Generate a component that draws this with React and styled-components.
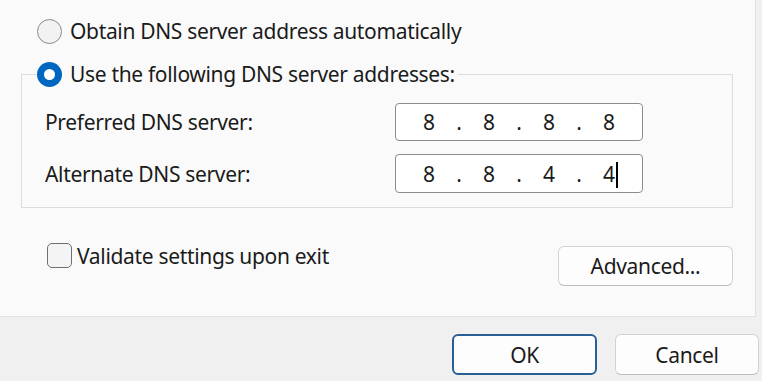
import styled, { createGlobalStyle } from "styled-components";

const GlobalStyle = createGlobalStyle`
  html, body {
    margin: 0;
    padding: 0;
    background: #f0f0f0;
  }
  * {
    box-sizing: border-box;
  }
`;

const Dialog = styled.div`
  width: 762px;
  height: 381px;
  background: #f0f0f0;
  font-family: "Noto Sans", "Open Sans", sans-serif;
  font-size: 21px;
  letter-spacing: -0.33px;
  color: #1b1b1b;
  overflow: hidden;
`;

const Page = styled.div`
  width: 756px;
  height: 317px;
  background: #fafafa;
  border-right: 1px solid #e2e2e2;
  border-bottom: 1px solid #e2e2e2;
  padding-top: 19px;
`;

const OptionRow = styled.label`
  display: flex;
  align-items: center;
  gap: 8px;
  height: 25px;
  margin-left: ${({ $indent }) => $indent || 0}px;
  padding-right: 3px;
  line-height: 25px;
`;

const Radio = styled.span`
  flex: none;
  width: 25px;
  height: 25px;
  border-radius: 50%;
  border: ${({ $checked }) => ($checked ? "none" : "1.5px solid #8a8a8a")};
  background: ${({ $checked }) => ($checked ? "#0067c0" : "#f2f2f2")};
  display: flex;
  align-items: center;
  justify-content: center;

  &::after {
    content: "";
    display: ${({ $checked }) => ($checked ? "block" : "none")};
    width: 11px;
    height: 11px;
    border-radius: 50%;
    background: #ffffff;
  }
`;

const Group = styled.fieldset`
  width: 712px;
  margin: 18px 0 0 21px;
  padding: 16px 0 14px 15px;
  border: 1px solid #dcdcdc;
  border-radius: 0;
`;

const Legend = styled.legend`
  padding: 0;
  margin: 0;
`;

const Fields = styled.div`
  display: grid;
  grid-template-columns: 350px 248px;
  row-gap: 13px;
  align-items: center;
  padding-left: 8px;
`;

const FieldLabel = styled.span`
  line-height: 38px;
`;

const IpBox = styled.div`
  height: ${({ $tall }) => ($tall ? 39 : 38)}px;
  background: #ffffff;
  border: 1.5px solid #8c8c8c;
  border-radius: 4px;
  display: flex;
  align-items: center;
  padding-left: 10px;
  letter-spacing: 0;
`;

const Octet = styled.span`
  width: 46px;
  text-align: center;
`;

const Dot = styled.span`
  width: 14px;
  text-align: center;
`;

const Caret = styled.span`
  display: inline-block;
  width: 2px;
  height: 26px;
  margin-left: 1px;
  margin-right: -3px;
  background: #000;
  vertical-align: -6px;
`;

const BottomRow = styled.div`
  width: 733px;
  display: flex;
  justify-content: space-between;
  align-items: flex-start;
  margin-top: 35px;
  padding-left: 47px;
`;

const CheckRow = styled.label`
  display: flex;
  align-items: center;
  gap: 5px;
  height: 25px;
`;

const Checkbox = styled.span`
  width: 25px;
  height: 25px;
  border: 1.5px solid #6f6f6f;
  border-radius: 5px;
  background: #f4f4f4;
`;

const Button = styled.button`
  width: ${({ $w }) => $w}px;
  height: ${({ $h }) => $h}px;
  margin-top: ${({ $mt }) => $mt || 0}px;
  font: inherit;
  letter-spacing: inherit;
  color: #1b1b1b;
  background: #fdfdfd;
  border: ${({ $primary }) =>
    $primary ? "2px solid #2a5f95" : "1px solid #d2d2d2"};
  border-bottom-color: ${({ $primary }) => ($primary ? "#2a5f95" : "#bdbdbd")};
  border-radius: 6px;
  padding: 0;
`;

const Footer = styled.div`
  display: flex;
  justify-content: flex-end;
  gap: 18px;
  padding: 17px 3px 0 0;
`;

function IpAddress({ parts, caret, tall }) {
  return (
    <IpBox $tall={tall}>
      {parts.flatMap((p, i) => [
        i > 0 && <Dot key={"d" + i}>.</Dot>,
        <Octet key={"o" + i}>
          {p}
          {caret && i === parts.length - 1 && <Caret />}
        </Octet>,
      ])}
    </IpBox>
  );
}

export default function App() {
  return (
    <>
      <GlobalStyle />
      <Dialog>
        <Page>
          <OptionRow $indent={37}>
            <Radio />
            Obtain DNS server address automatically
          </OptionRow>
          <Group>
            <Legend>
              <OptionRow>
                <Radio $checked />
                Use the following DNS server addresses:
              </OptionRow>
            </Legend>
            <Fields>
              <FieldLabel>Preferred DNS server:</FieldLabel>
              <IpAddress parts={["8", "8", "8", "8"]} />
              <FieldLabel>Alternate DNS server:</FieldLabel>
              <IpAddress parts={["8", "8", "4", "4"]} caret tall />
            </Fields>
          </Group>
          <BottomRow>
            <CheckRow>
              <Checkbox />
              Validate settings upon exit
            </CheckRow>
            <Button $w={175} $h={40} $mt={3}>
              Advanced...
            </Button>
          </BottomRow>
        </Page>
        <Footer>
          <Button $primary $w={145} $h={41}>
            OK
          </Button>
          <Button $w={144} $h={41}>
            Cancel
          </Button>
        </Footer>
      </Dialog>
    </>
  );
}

════

▶ What is required
Copy the material above exactly and drop the pictures.

▶ Task answer
Generate a component that draws this with React and styled-components.
import styled, { createGlobalStyle } from "styled-components";

const GlobalStyle = createGlobalStyle`
  html, body {
    margin: 0;
    padding: 0;
    background: #f0f0f0;
  }
  * {
    box-sizing: border-box;
  }
`;

const Dialog = styled.div`
  width: 762px;
  height: 381px;
  background: #f0f0f0;
  font-family: "Noto Sans", "Open Sans", sans-serif;
  font-size: 21px;
  letter-spacing: -0.33px;
  color: #1b1b1b;
  overflow: hidden;
`;

const Page = styled.div`
  width: 756px;
  height: 317px;
  background: #fafafa;
  border-right: 1px solid #e2e2e2;
  border-bottom: 1px solid #e2e2e2;
  padding-top: 19px;
`;

const OptionRow = styled.label`
  display: flex;
  align-items: center;
  gap: 8px;
  height: 25px;
  margin-left: ${({ $indent }) => $indent || 0}px;
  padding-right: 3px;
  line-height: 25px;
`;

const Radio = styled.span`
  flex: none;
  width: 25px;
  height: 25px;
  border-radius: 50%;
  border: ${({ $checked }) => ($checked ? "none" : "1.5px solid #8a8a8a")};
  background: ${({ $checked }) => ($checked ? "#0067c0" : "#f2f2f2")};
  display: flex;
  align-items: center;
  justify-content: center;

  &::after {
    content: "";
    display: ${({ $checked }) => ($checked ? "block" : "none")};
    width: 11px;
    height: 11px;
    border-radius: 50%;
    background: #ffffff;
  }
`;

const Group = styled.fieldset`
  width: 712px;
  margin: 18px 0 0 21px;
  padding: 16px 0 14px 15px;
  border: 1px solid #dcdcdc;
  border-radius: 0;
`;

const Legend = styled.legend`
  padding: 0;
  margin: 0;
`;

const Fields = styled.div`
  display: grid;
  grid-template-columns: 350px 248px;
  row-gap: 13px;
  align-items: center;
  padding-left: 8px;
`;

const FieldLabel = styled.span`
  line-height: 38px;
`;

const IpBox = styled.div`
  height: ${({ $tall }) => ($tall ? 39 : 38)}px;
  background: #ffffff;
  border: 1.5px solid #8c8c8c;
  border-radius: 4px;
  display: flex;
  align-items: center;
  padding-left: 10px;
  letter-spacing: 0;
`;

const Octet = styled.span`
  width: 46px;
  text-align: center;
`;

const Dot = styled.span`
  width: 14px;
  text-align: center;
`;

const Caret = styled.span`
  display: inline-block;
  width: 2px;
  height: 26px;
  margin-left: 1px;
  margin-right: -3px;
  background: #000;
  vertical-align: -6px;
`;

const BottomRow = styled.div`
  width: 733px;
  display: flex;
  justify-content: space-between;
  align-items: flex-start;
  margin-top: 35px;
  padding-left: 47px;
`;

const CheckRow = styled.label`
  display: flex;
  align-items: center;
  gap: 5px;
  height: 25px;
`;

const Checkbox = styled.span`
  width: 25px;
  height: 25px;
  border: 1.5px solid #6f6f6f;
  border-radius: 5px;
  background: #f4f4f4;
`;

const Button = styled.button`
  width: ${({ $w }) => $w}px;
  height: ${({ $h }) => $h}px;
  margin-top: ${({ $mt }) => $mt || 0}px;
  font: inherit;
  letter-spacing: inherit;
  color: #1b1b1b;
  background: #fdfdfd;
  border: ${({ $primary }) =>
    $primary ? "2px solid #2a5f95" : "1px solid #d2d2d2"};
  border-bottom-color: ${({ $primary }) => ($primary ? "#2a5f95" : "#bdbdbd")};
  border-radius: 6px;
  padding: 0;
`;

const Footer = styled.div`
  display: flex;
  justify-content: flex-end;
  gap: 18px;
  padding: 17px 3px 0 0;
`;

function IpAddress({ parts, caret, tall }) {
  return (
    <IpBox $tall={tall}>
      {parts.flatMap((p, i) => [
        i > 0 && <Dot key={"d" + i}>.</Dot>,
        <Octet key={"o" + i}>
          {p}
          {caret && i === parts.length - 1 && <Caret />}
        </Octet>,
      ])}
    </IpBox>
  );
}

export default function App() {
  return (
    <>
      <GlobalStyle />
      <Dialog>
        <Page>
          <OptionRow $indent={37}>
            <Radio />
            Obtain DNS server address automatically
          </OptionRow>
          <Group>
            <Legend>
              <OptionRow>
                <Radio $checked />
                Use the following DNS server addresses:
              </OptionRow>
            </Legend>
            <Fields>
              <FieldLabel>Preferred DNS server:</FieldLabel>
              <IpAddress parts={["8", "8", "8", "8"]} />
              <FieldLabel>Alternate DNS server:</FieldLabel>
              <IpAddress parts={["8", "8", "4", "4"]} caret tall />
            </Fields>
          </Group>
          <BottomRow>
            <CheckRow>
              <Checkbox />
              Validate settings upon exit
            </CheckRow>
            <Button $w={175} $h={40} $mt={3}>
              Advanced...
            </Button>
          </BottomRow>
        </Page>
        <Footer>
          <Button $primary $w={145} $h={41}>
            OK
          </Button>
          <Button $w={144} $h={41}>
            Cancel
          </Button>
        </Footer>
      </Dialog>
    </>
  );
}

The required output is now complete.